Perhaps, one can qualify Rabbi Sacks’ distinction here. Halakhic texts often do instruct their adherents in choosing between lesser evils, sometimes explicitly and sometimes by implication. An example is the halakhic preference for peace over truth such that one can tell a white lie to promote peace (though, as noted in the previous post, this halakha is based on principles derived in a narrative text). Nevertheless, Rabbi Sacks’ distinction between definitive right and wrong on the one hand and actions and consequences of different degrees of positivity and negativity on the other, is instructive in our work to derive values from Jewish texts and teachings. Whilst very many systems subscribe broadly to many of the values endorsed by Judaism, much of the distinctive voice that Judaism can bring to the ethical conversation will lie in its more nuanced elements involving ascribing greater weight to some values over others. And, despite our qualifications, Rabbi Sacks may be correct in pointing us toward narrative as a first port of call in developing our understanding of this area of Jewish ethics.

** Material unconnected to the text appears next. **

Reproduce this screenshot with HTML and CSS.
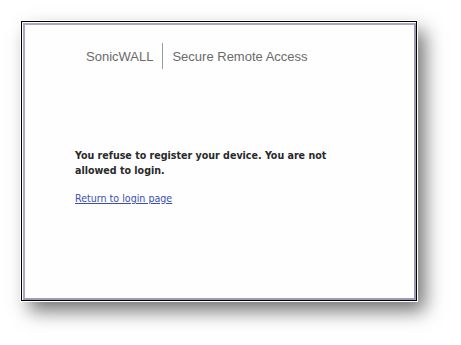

The Approach of Rabbi Samson Raphael Hirsch
Whilst Rabbis Rabinovitch and Sacks have highlighted the central role of aggadah and narrative in discerning Jewish values, other thinkers have emphasised the indispensibility of halakha in this endeavour. (Of course, I do not mean to claim that Rabbis Rabinovitch and Sacks would dispute this indispensibility. The distinction lies only in the points of emphasis in these particular writings.)
One of these thinkers is Rabbi Samson Raphael Hirsch. In his commentary to Deuteronomy 6:18 (and you shall do what is upright and good in the eyes of God), Rabbi Hirsch emphasises, in line with traditional commentaries, that the meaning of this verse is that the Jew must not limit himself to formal halakhic observance but must abide by ‘the general idea of the right and the good, as derived from the Torah’s laws.’ But, at the end of his commentary, Rabbi Hirsch notes that Deuteronomy 12:28 reverses the order and calls for behaviour which is ‘good and upright’ (as opposed to the formulation ‘upright and good’ that is found in 6:18):
Accordingly, there the ‘upright’ modifies the performance of the ‘good’: do good only in the right way. The end shall not justify the means; do not attempt to do good by crooked means.

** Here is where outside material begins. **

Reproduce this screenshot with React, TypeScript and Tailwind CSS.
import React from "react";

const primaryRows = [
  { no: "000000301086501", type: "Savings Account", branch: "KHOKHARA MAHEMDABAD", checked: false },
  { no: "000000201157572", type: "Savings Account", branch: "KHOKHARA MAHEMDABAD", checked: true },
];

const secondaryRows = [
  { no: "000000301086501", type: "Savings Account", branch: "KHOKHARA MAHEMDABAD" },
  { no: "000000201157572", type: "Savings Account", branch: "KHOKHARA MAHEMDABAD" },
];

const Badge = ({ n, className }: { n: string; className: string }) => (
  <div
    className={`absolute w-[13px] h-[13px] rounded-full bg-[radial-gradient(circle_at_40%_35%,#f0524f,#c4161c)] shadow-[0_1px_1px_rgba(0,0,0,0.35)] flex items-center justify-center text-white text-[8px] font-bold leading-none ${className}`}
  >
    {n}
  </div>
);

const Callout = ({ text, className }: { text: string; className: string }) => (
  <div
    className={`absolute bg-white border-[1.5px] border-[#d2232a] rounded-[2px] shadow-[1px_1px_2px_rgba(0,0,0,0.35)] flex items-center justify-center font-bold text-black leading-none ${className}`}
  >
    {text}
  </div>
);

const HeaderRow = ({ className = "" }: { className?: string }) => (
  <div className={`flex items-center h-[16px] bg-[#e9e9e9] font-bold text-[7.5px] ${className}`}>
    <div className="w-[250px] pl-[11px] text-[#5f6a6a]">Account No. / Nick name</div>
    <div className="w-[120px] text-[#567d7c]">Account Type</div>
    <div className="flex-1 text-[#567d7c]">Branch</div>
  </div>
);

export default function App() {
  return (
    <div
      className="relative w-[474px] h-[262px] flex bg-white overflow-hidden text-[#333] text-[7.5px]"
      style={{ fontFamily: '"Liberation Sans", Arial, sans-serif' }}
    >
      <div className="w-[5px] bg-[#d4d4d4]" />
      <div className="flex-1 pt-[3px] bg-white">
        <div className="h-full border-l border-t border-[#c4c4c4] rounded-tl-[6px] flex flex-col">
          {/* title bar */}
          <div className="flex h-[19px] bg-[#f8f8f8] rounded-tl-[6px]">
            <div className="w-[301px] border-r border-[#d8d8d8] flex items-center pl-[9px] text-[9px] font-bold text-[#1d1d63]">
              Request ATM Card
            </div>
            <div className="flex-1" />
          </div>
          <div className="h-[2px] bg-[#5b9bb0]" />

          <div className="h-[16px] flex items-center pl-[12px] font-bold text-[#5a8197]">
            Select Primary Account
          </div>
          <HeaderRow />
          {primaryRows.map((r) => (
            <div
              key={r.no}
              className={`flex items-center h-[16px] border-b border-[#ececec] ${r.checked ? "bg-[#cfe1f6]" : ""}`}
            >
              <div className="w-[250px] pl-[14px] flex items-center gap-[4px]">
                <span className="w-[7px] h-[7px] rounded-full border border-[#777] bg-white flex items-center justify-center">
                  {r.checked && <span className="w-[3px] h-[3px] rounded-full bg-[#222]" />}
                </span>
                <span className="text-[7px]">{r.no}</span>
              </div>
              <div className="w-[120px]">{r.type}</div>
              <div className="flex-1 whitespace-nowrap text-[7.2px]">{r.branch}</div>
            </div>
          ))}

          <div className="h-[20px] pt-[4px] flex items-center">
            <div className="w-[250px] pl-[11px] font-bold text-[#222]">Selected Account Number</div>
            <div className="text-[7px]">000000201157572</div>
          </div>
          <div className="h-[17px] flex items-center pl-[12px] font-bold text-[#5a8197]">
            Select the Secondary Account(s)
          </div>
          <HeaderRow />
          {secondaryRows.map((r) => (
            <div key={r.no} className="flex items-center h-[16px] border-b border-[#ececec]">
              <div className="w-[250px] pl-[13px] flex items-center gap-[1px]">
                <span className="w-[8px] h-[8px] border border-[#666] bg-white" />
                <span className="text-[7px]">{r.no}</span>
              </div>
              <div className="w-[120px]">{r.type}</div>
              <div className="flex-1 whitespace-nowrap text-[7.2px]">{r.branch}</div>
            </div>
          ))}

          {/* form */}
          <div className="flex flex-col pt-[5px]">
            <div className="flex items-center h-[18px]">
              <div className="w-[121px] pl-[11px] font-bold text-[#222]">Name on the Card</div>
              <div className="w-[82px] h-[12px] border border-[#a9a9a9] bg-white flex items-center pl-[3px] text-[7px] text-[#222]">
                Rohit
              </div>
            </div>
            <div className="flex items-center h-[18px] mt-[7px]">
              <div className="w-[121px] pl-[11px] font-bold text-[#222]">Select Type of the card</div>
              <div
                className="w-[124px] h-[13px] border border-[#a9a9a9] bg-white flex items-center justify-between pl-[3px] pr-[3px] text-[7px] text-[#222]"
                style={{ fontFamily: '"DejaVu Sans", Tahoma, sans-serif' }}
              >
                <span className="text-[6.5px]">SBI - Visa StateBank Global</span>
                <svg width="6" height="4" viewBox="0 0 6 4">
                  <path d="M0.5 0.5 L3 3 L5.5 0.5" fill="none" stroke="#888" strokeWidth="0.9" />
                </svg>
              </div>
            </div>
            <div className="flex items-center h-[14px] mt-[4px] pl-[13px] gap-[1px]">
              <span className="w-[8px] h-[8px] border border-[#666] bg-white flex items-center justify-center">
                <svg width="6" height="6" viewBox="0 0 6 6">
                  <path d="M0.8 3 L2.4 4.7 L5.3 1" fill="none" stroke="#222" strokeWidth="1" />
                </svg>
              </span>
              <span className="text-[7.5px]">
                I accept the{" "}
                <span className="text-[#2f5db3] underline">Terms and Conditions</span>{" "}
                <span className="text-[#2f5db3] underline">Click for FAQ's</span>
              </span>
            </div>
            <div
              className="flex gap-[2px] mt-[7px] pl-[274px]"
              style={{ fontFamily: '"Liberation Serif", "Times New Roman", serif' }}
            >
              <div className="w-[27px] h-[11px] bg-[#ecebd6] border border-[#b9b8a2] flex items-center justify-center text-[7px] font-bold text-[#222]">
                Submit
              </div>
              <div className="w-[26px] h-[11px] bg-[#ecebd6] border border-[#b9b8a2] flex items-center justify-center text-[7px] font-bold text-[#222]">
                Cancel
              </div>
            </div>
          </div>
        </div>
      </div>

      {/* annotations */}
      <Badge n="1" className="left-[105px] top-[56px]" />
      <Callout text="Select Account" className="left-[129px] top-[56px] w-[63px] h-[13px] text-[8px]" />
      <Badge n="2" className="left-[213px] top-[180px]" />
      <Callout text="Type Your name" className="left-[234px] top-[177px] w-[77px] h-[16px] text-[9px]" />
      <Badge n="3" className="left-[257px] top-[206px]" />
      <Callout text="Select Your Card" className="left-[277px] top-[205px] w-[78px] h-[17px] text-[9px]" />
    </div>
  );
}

Rabbi Hirsch is teaching a fundamental principle of Jewish ethics which extends beyond the significance of this particular verse. A righteous end does not justify corrupt means. Even the intention to advance the Divine purpose does not provide a license for all activity aimed at achieving that goal.

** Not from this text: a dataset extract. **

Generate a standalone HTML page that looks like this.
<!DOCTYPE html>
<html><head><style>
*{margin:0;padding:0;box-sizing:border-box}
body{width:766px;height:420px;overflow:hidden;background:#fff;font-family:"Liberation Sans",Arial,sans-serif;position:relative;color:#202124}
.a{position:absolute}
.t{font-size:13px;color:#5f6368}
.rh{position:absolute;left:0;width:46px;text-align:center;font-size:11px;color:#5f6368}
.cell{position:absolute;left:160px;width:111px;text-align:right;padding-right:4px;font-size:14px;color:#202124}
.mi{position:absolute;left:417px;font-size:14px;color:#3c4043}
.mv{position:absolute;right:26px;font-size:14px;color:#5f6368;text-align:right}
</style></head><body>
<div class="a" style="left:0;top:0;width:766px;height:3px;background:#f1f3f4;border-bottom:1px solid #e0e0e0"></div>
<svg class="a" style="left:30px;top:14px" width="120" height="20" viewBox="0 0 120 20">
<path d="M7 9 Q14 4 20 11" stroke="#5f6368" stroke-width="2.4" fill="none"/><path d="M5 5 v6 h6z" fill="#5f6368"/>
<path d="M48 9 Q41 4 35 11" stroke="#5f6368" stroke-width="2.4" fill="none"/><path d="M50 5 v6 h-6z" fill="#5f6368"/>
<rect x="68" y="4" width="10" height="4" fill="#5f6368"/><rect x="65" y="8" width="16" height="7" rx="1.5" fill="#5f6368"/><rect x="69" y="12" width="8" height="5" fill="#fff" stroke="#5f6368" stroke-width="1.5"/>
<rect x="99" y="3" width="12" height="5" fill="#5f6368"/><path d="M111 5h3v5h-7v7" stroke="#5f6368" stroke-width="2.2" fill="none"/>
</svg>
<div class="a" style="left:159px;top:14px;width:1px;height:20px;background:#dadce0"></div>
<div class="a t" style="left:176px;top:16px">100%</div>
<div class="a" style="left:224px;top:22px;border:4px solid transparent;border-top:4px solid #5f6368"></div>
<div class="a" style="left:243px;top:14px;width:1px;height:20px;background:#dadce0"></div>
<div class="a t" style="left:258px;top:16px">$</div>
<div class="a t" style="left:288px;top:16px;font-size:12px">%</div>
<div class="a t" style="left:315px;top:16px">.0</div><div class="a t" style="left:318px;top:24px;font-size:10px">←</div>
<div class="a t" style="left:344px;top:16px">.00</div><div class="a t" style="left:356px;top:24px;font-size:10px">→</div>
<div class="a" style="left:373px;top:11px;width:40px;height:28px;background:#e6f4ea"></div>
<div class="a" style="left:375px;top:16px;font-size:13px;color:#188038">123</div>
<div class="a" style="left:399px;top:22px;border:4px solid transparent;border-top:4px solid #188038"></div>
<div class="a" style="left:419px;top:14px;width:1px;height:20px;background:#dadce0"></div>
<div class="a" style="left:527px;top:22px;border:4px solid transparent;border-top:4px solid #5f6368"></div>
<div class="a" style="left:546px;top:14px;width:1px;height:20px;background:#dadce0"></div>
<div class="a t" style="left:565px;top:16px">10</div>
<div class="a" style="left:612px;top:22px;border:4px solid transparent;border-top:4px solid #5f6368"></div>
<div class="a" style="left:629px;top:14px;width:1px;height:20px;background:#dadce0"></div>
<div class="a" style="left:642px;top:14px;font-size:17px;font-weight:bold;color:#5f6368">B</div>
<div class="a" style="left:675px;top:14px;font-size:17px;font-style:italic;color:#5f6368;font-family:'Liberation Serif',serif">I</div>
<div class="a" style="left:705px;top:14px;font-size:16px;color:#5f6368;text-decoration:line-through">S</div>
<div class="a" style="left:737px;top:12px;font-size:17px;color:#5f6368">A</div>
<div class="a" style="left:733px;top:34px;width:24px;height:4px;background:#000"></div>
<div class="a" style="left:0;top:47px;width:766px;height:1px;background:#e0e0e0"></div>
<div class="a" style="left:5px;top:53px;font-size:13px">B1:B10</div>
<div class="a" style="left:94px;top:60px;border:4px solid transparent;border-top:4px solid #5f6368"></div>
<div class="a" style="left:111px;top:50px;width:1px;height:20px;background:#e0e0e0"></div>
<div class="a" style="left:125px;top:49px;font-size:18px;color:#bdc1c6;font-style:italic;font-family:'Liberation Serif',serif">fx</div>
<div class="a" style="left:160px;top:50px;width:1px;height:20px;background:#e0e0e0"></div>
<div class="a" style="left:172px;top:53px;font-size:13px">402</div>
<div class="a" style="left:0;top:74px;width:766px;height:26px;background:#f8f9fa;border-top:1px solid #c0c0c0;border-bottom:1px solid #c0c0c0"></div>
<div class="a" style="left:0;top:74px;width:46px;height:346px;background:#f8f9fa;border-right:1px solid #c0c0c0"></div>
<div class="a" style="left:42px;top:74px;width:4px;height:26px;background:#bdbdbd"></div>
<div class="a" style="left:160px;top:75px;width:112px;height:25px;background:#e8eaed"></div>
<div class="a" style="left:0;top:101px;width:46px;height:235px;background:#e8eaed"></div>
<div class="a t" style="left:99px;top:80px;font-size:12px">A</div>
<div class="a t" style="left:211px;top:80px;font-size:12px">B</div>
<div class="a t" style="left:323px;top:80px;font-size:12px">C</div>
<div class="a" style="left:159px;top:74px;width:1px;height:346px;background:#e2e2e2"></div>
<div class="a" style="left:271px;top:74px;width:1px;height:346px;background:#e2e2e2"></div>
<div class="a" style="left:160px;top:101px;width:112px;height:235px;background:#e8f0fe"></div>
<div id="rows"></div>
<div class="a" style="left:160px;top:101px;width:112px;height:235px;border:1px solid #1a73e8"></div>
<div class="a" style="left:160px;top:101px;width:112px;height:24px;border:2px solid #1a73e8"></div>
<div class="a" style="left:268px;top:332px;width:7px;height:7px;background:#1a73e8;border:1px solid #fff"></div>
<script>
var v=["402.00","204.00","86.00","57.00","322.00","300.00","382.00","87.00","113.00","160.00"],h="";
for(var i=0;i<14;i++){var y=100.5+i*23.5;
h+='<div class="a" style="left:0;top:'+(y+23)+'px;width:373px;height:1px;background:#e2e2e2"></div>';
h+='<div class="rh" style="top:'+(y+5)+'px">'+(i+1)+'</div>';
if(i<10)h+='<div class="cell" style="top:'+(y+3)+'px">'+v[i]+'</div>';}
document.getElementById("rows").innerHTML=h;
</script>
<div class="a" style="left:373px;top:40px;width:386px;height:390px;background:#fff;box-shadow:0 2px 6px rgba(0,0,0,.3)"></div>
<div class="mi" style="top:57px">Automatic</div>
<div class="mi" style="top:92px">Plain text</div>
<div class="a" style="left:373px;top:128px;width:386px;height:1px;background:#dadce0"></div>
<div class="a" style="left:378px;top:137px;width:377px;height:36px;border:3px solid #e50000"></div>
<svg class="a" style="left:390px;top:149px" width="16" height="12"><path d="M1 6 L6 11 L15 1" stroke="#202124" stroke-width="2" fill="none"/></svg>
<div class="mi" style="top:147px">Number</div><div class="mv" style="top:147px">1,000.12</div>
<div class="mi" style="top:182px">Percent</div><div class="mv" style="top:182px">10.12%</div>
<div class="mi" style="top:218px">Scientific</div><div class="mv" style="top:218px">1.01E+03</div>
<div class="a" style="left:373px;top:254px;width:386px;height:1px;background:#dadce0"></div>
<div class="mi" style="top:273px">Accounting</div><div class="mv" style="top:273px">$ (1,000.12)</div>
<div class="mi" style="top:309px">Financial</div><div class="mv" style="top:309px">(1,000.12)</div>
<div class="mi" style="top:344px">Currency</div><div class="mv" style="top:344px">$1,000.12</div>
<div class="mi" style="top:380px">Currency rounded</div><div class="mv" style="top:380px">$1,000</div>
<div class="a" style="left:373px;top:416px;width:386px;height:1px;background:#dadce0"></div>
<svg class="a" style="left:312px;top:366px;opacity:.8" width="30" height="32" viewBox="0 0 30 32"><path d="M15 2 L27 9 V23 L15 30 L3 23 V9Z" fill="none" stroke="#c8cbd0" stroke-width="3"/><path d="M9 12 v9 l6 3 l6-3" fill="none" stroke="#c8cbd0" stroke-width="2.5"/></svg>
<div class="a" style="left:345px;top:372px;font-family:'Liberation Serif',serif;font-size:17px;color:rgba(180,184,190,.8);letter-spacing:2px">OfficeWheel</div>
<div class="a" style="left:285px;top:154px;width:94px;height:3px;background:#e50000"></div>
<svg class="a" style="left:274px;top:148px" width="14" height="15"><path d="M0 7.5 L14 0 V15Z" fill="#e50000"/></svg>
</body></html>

This principle is explained clearly by Rabbi Dr David Shatz in his chapter: As Thyself: On the Limits of Altruism in Jewish Ethics. In that chapter, Rabbi Shatz analyses situations in which the person does the morally wrong thing as an expression of virtuous character traits. One example is that of four people risking their lives in a foolhardy attempt to rescue someone who has little chance of survival. According to Rabbi Shatz, most non-Jewish ethical theories praise such people because the expression of virtue overshadows the moral misconduct. Judaism, with its heavily legalistic stress, would resist such praise.
These teachings from Rabbis Hirsch and Shatz emphasise an important role that halakha plays in the derivation of Judaic values. No matter what level of consistency between a given course of activity and values that are derived from narrative etc, Judaism cannot countenance behaviour which violates the demands of formal halakha.
The Approach of Rabbi Dr Joseph B Soloveichik
One of the major modern exponents of halakha as the major source of Judaic values was Rabbi Joseph Soloveichik .
Rabbi Soloveichik’s book Worship of the Heart – (compiled and published posthumously) is one of many places in which he emphasises this approach:
‘[H]alakhic elements constitute the most appropriate and reliable material out of which a philosophical understanding might emerge.’
With regard to aggadic material, Rabbi Soloveichik warns:
‘Here I must, of course, emphasise the need for great caution in order not to fall prey to one’s own imagination and read into the texts alien ideas.’
Here, Rabbi Soloveichik identifies a danger that we discussed in an earlier post . Rather than deriving values from the sources, Jewish ethicists have often been prone to projecting their own (modern western) values on to the text.
Rabbi Soloveichik is not rejecting the use of aggadah and narrative as part of the basis for Jewish values. Indeed, in a recent article , Yoram Hazony – has noted that Rabbi Soloveichik often makes extensive use of such texts in his philosophical writings, notably in the book The Emergence of Ethical Man. However, Rabbi Soloveichik does develop a methodological recommendation in accordance with the greater weight that he grants to halakhic texts:
From time to time it is good to check aggadic interpretations against halakhic ideas in order to ascertain the adequacy of our approach.
The writings discussed in this post have provided for us much guidance and food for thought as we proceed in our research. Whilst Rabbi Rabinovitch and Rabbi Sacks have emphasised the capacity of narrative and aggadic texts to reveal dimensions of Jewish values found less often within the bounds of formal halakha, Rabbi Hirsch has emphasised the red lines imposed by the halakhic system and Rabbi Soloveichik has warned of the danger of projecting one’s own values on to the Judaic texts when one fails to check the halakhic texts for consistency. With these ideas in mind, we will now proceed to analyse the approach found within Jewish tradition towards specific values.